L'enquête sur la mort le 10 août 2017 de Kim Wall dans le huis clos du Nautilus, le sous-marin construit de toute pièces par Peter Madsen, a fait émerger un faisceau d'indices accablants et concordants validant, selon l'accusation, le scénario du crime qu'elle défend.
Les preuves matérielles manquent dans cette affaire hors norme dans laquelle le procureur, faute d'éléments irréfutables à même de démontrer le meurtre, et a fortiori sa préméditation, semble condamné à démontrer l'impossibilité de la thèse accidentelle défendue par Peter Madsen.
L'autopsie du corps démembré et dégradé par un long séjour dans l'eau de la journaliste suédoise n'a pas permis de déterminer les causes de sa mort mais deux options sont mises en avant à partir de l'examen des poumons: l'étouffement ou l'égorgement.
"Les voies respiratoires ont pu être totalement ou partiellement coupées. Cela serait dû à un étranglement, un égorgement ou une noyade", a indiqué le médecin légiste Christina Jacobsen, de l'Institut médico-légal de Copenhague, après avoir passé en revue les multiples plaies relevées sur le cadavre de la journaliste (tête, torse, organes génitaux).

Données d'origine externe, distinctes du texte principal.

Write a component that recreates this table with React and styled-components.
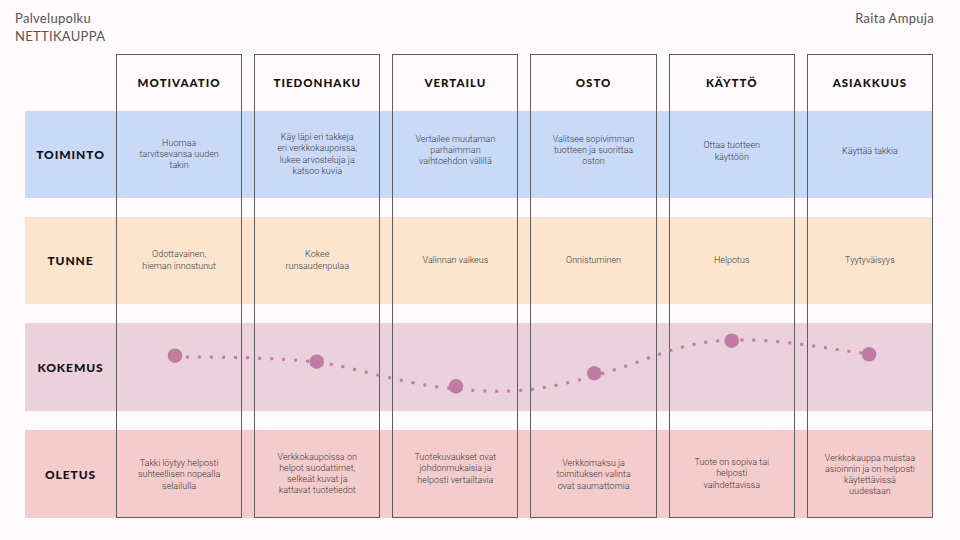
import React from "react";
import styled, { createGlobalStyle } from "styled-components";

const GlobalStyle = createGlobalStyle`
  html, body { margin: 0; padding: 0; background: #fffafb; }
  * { box-sizing: border-box; }
`;

const Page = styled.div`
  width: 960px; height: 540px; padding: 9px 26px 0 15px;
  font-family: Lato, "Open Sans", sans-serif; color: #111;
`;

const TopBar = styled.div`
  display: flex; justify-content: space-between; align-items: flex-start;
  font-size: 13px; line-height: 18px; color: #555; letter-spacing: 0.3px;
`;

const Board = styled.div`
  display: grid; width: 908px; margin: 9px 0 0 10px;
  grid-template-columns: 79px repeat(6, 1fr);
  grid-template-rows: 57px 87px 19px 87px 19px 88px 19px 88px;
  column-gap: 12px;
`;

const Band = styled.div`
  grid-row: ${(p) => p.$row}; grid-column: 1 / -1;
  background: ${(p) => p.$bg};
`;

const StageBox = styled.div`
  grid-row: 1 / -1; grid-column: ${(p) => p.$col};
  border: 1px solid #5e5e5e;
`;

const Heading = styled.div`
  grid-row: 1; grid-column: ${(p) => p.$col};
  display: flex; align-items: center; justify-content: center;
  font-weight: 900; font-size: 11.5px; letter-spacing: 1px;
`;

const RowLabel = styled.div`
  grid-row: ${(p) => p.$row}; grid-column: 1;
  margin-right: -12px;
  display: flex; align-items: center; justify-content: center;
  font-weight: 900; font-size: 12px; letter-spacing: 0.9px;
`;

const Cell = styled.div`
  grid-row: ${(p) => p.$row}; grid-column: ${(p) => p.$col};
  display: flex; align-items: center; justify-content: center;
  padding: 0 8px;
  transform: translateY(${(p) => p.$dy || 0}px);
  font-family: Roboto, "Liberation Sans", sans-serif; font-weight: 300;
  font-size: 9px; line-height: 11.2px; color: #3a3a3a;
  text-align: center; white-space: pre-line;
`;

const Curve = styled.svg`
  grid-row: 6; grid-column: 1 / -1;
  width: 908px; height: 88px; display: block;
`;

const stages = ["MOTIVAATIO", "TIEDONHAKU", "VERTAILU", "OSTO", "KÄYTTÖ", "ASIAKKUUS"];

const rows = [
  {
    label: "TOIMINTO", bg: "#c9daf8", row: 2,
    dy: [0, 0, -4, -4, -3, -3],
    cells: [
      "Huomaa\ntarvitsevansa uuden\ntakin",
      "Käy läpi eri takkeja\neri verkkokaupoissa,\nlukee arvosteluja ja\nkatsoo kuvia",
      "Vertailee muutaman\nparhaimman\nvaihtoehdon välillä",
      "Valitsee sopivimman\ntuotteen ja suorittaa\noston",
      "Ottaa tuotteen\nkäyttöön",
      "Käyttää takkia",
    ],
  },
  {
    label: "TUNNE", bg: "#fce5cd", row: 4,
    dy: [0, 0, 0, 0, 0, 0],
    cells: [
      "Odottavainen,\nhieman innostunut",
      "Kokee\nrunsaudenpulaa",
      "Valinnan vaikeus",
      "Onnistuminen",
      "Helpotus",
      "Tyytyväisyys",
    ],
  },
  { label: "KOKEMUS", bg: "#ead1dc", row: 6, cells: [] },
  {
    label: "OLETUS", bg: "#f4cccc", row: 8,
    dy: [1, 0, -5, 1, 0, 1],
    cells: [
      "Takki löytyy helposti\nsuhteellisen nopealla\nselailulla",
      "Verkkokaupoissa on\nhelpot suodattimet,\nselkeät kuvat ja\nkattavat tuotetiedot",
      "Tuotekuvaukset ovat\njohdonmukaisia ja\nhelposti vertailtavia",
      "Verkkomaksu ja\ntoimituksen valinta\novat saumattomia",
      "Tuote on sopiva tai\nhelposti\nvaihdettavissa",
      "Verkkokauppa muistaa\nasioinnin ja on helposti\nkäytettävissä\nuudestaan",
    ],
  },
];

const points = [
  [175, 355.7], [316.7, 361.7], [456, 386.3], [594.3, 373.3], [731.7, 340.7], [869, 354.3],
];

const App = () => {
  return (
    <Page>
      <GlobalStyle />
      <TopBar>
        <div>
          <div>Palvelupolku</div>
          <div>NETTIKAUPPA</div>
        </div>
        <div>Raita Ampuja</div>
      </TopBar>
      <Board>
        {rows.map((r) => (
          <Band key={r.label} $row={r.row} $bg={r.bg} />
        ))}
        {stages.map((s, i) => (
          <StageBox key={s} $col={i + 2} />
        ))}
        {stages.map((s, i) => (
          <Heading key={s} $col={i + 2}>{s}</Heading>
        ))}
        {rows.map((r) => (
          <RowLabel key={r.label} $row={r.row}>{r.label}</RowLabel>
        ))}
        {rows.map((r) =>
          r.cells.map((text, i) => (
            <Cell key={r.label + i} $row={r.row} $col={i + 2} $dy={r.dy[i]}>
              {text}
            </Cell>
          ))
        )}
        <Curve viewBox="25 323 908 88">
          <path
            d="M186,357 C230,357 280,358 316,362 S400,384 456,389 S540,391 594,376 S680,341 732,340 S820,348 862,353"
            fill="none"
            stroke="#c27ba0"
            strokeWidth="3"
            strokeDasharray="3 9"
          />
          {points.map(([x, y]) => (
            <circle key={x} cx={x} cy={y} r="7.3" fill="#c27ba0" />
          ))}
        </Curve>
      </Board>
    </Page>
  );
};

export default App;
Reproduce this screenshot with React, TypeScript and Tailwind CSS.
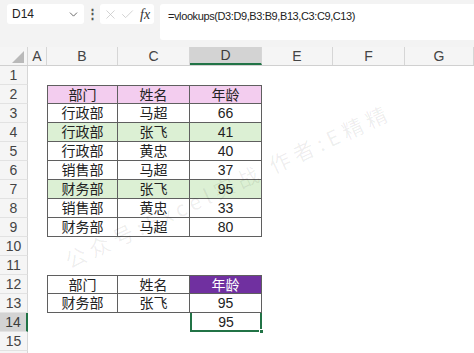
import { ChevronDown, X, Check } from 'lucide-react';

type Cell = { text?: string; bg?: string; color?: string };
type Row = { n: number; label?: boolean; cells?: [Cell, Cell, Cell]; box?: 'top' | 'mid' };

const cols = [
  { key: 'A', w: 'w-[19px]' },
  { key: 'B', w: 'w-[71px]' },
  { key: 'C', w: 'w-[72px]' },
  { key: 'D', w: 'w-[72px]' },
  { key: 'E', w: 'w-[71px]' },
  { key: 'F', w: 'w-[72px]' },
  { key: 'G', w: 'w-[69px]' },
];

const pink = 'bg-[#f3cdef]';
const green = 'bg-[#dcf0d4]';

const rows: Row[] = [
  { n: 1 },
  { n: 2, cells: [{ text: '部门', bg: pink }, { text: '姓名', bg: pink }, { text: '年龄', bg: pink }], box: 'top' },
  { n: 3, cells: [{ text: '行政部' }, { text: '马超' }, { text: '66' }], box: 'mid' },
  { n: 4, cells: [{ text: '行政部', bg: green }, { text: '张飞', bg: green }, { text: '41', bg: green }], box: 'mid' },
  { n: 5, cells: [{ text: '行政部' }, { text: '黄忠' }, { text: '40' }], box: 'mid' },
  { n: 6, cells: [{ text: '销售部' }, { text: '马超' }, { text: '37' }], box: 'mid' },
  { n: 7, cells: [{ text: '财务部', bg: green }, { text: '张飞', bg: green }, { text: '95', bg: green }], box: 'mid' },
  { n: 8, cells: [{ text: '销售部' }, { text: '黄忠' }, { text: '33' }], box: 'mid' },
  { n: 9, cells: [{ text: '财务部' }, { text: '马超' }, { text: '80' }], box: 'mid' },
  { n: 10 },
  { n: 11 },
  { n: 12, cells: [{ text: '部门' }, { text: '姓名' }, { text: '年龄', bg: 'bg-[#7030a0]', color: 'text-white' }], box: 'top' },
  { n: 13, cells: [{ text: '财务部' }, { text: '张飞' }, { text: '95' }], box: 'mid' },
  { n: 14 },
  { n: 15 },
  { n: 16, label: false },
];

function HeaderRow() {
  return (
    <div className="flex h-[19px] bg-[#f5f5f5] border-b border-[#d0d0d0]">
      <div className="relative w-[28px] shrink-0 border-r border-[#d6d6d6]">
        <svg className="absolute right-[3px] bottom-[2px]" width="12" height="12" viewBox="0 0 12 12">
          <polygon points="12,0 12,12 0,12" fill="#b9b9b9" />
        </svg>
      </div>
      {cols.map((c) => (
        <div
          key={c.key}
          className={`${c.w} shrink-0 flex items-center justify-center text-[14px] leading-none border-r border-[#d6d6d6] ${
            c.key === 'D' ? 'bg-[#d3d3d3] text-[#3b3b3b] border-b-2 border-b-[#217346]' : 'text-[#444]'
          }`}
        >
          {c.key}
        </div>
      ))}
    </div>
  );
}

function SheetRow({ row }: { row: Row }) {
  const active = row.n === 14;
  return (
    <div className="flex h-[19px]">
      <div
        className={`w-[28px] shrink-0 flex items-center justify-center text-[14px] leading-none border-b border-[#e2e2e2] ${
          active ? 'bg-[#d3d3d3] text-[#3b3b3b] border-r-2 border-r-[#217346]' : 'bg-[#f5f5f5] text-[#444] border-r border-r-[#d6d6d6]'
        }`}
      >
        {row.label === false ? '' : row.n}
      </div>
      <div className="w-[19px] shrink-0" />
      {row.cells
        ? row.cells.map((cell, i) => (
            <div
              key={i}
              className={`${i === 0 ? 'w-[71px] border-l' : 'w-[72px]'} shrink-0 flex items-center justify-center border-r border-b border-[#5f5f5f] text-[14px] leading-none ${
                row.box === 'top' ? 'border-t' : ''
              } ${cell.bg ?? 'bg-white'} ${cell.color ?? 'text-[#222]'}`}
            >
              {cell.text}
            </div>
          ))
        : active
          ? (
            <>
              <div className="w-[71px] shrink-0" />
              <div className="w-[72px] shrink-0" />
              <div className="relative w-[72px] shrink-0 flex items-center justify-center border-2 border-t-0 border-[#217346] text-[14px] leading-none text-[#222]">
                95
                <div className="absolute -right-[4px] -bottom-[4px] h-[5px] w-[5px] bg-[#217346] border border-white" />
              </div>
            </>
          )
          : null}
    </div>
  );
}

export default function App() {
  return (
    <div className="relative w-[474px] h-[353px] overflow-hidden bg-white font-['Liberation_Sans','Noto_Sans_CJK_SC',sans-serif]">
      <div className="flex h-[47px] items-start bg-[#f3f3f3] pt-[4px] pl-[7px]">
        <div className="flex h-[20px] w-[77px] items-center justify-between rounded-[3px] bg-white pl-[5px] pr-[4px] text-[12px] text-[#222]">
          <span>D14</span>
          <ChevronDown size={13} strokeWidth={1.6} className="text-[#555]" />
        </div>
        <div className="flex h-[20px] w-[16px] items-center justify-center text-[13px] font-bold text-[#555]">⋮</div>
        <div className="flex h-[20px] w-[54px] items-center gap-[2px] rounded-[3px] bg-white pl-[3px]">
          <X size={15} strokeWidth={1.2} className="text-[#c4c4c4]" />
          <Check size={15} strokeWidth={1.2} className="text-[#c4c4c4]" />
          <span className="ml-[3px] font-['Liberation_Serif',serif] text-[14px] italic text-[#333]">fx</span>
        </div>
        <div className="ml-[6px] h-[36px] flex-1 rounded-l-[3px] bg-white pl-[8px] pt-[4px] text-[11px] tracking-[-0.4px] text-[#222]">
          =vlookups(D3:D9,B3:B9,B13,C3:C9,C13)
        </div>
      </div>
      <HeaderRow />
      {rows.map((r) => (
        <SheetRow key={r.n} row={r} />
      ))}
      {/* watermark */}
      <div className="pointer-events-none absolute left-[66px] top-[250px] origin-left -rotate-[25deg] whitespace-nowrap text-[21px] leading-[22px] tracking-[5px] text-black/[0.07] font-['Noto_Sans_CJK_SC',sans-serif]">
        公众号:Excel实战 作者:E精精
      </div>
    </div>
  );
}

L'experte agrémente néanmoins ses explications des plus grands doutes, compte tenu de l'état du corps.
"Aucun signe de gaz"
"Quels sont les autres signes typiques justifiant une mort par strangulation?", demande l'avocate de Madsen, Betina Hald Engmark, à Christina Jacobsen.
"Accumulation de sang dans les yeux et dans le visage en général, abrasions au cou", répond l'experte.
"En a-t-on trouvé?"
"Non", répond Jacobsen.
Jugé pour le meurtre avec préméditation de la journaliste de 30 ans, venue l'interviewer dans son sous-marin, Madsen, 47 ans, a affirmé à l'ouverture de son procès qu'elle avait succombé à des gaz toxiques libérés lors d'une soudaine dépressurisation de l'habitacle.
Mais les rapports médico-légaux ne semblent pas corroborer cette explication.
L'un d'eux, daté du 27 octobre, cité par le procureur, indique qu "il n'y a aucun signe de gaz dans les tissus". Ils "ont pu disparaître", tempèrent néanmoins les experts. "S'il y avait des gaz, il y aurait des blessures causées par la chaleur dans le système respiratoire", renchérit Christina Jacobsen.
Le petit ami de Kim Wall a raconté jeudi à la barre que sa compagne "avait peur de voyager à bord d'un sous-marin" mais avait surmonté sa peur car elle était "fascinée par les gens impliquées dans quelque chose".
Vidéos violentes
Schémas à l'appui, le procureur cherche aussi à savoir si les dizaines de coups portés à l'aide d'instruments divers, dont un tournevis de 50 cm de long, l'ont été du vivant de la victime.
Selon la médecin légiste, "le niveau d'accumulation de sang indique que [les coups] ont eu lieu au moment où le sang circulait encore ou juste après".
Peter Madsen a expliqué mercredi avoir percé le corps pour éviter la formation de gaz après la mort, ce qui l'aurait fait remonter à la surface.
Mais pour Christina Jacobsen, l'explication ne tient pas: "les coups de couteau sont superficiels, les gaz n'auraient pas pu entrer ou sortir".
L'accusation soutient que l'accusé a torturé et tué la journaliste afin de satisfaire un fantasme sexuel. Lui a reconnu l'avoir démembrée et avoir jeté son corps à la mer mais dément l'avoir tuée.
Une scie à bois retrouvée en mer aurait pu servir à découper le cadavre.
Un témoin, ancien stagiaire dans l'atelier de Madsen, a indiqué jeudi à la barre que cette scie "n'avait rien à faire" dans le submersible.
La cour a visionné mercredi plusieurs films violents retrouvés sur le disque dur de son ordinateur: deux dessins animés montraient des femmes égorgées, empalées et décapitées. Des textes sur des femmes empalées ont aussi été retrouvés.
Peter Madsen doit à nouveau témoigner le 28 mars. 35 témoins sont attendus d'ici là.
Le verdict est attendu le 25 avril. Le parquet a requis la prison à vie.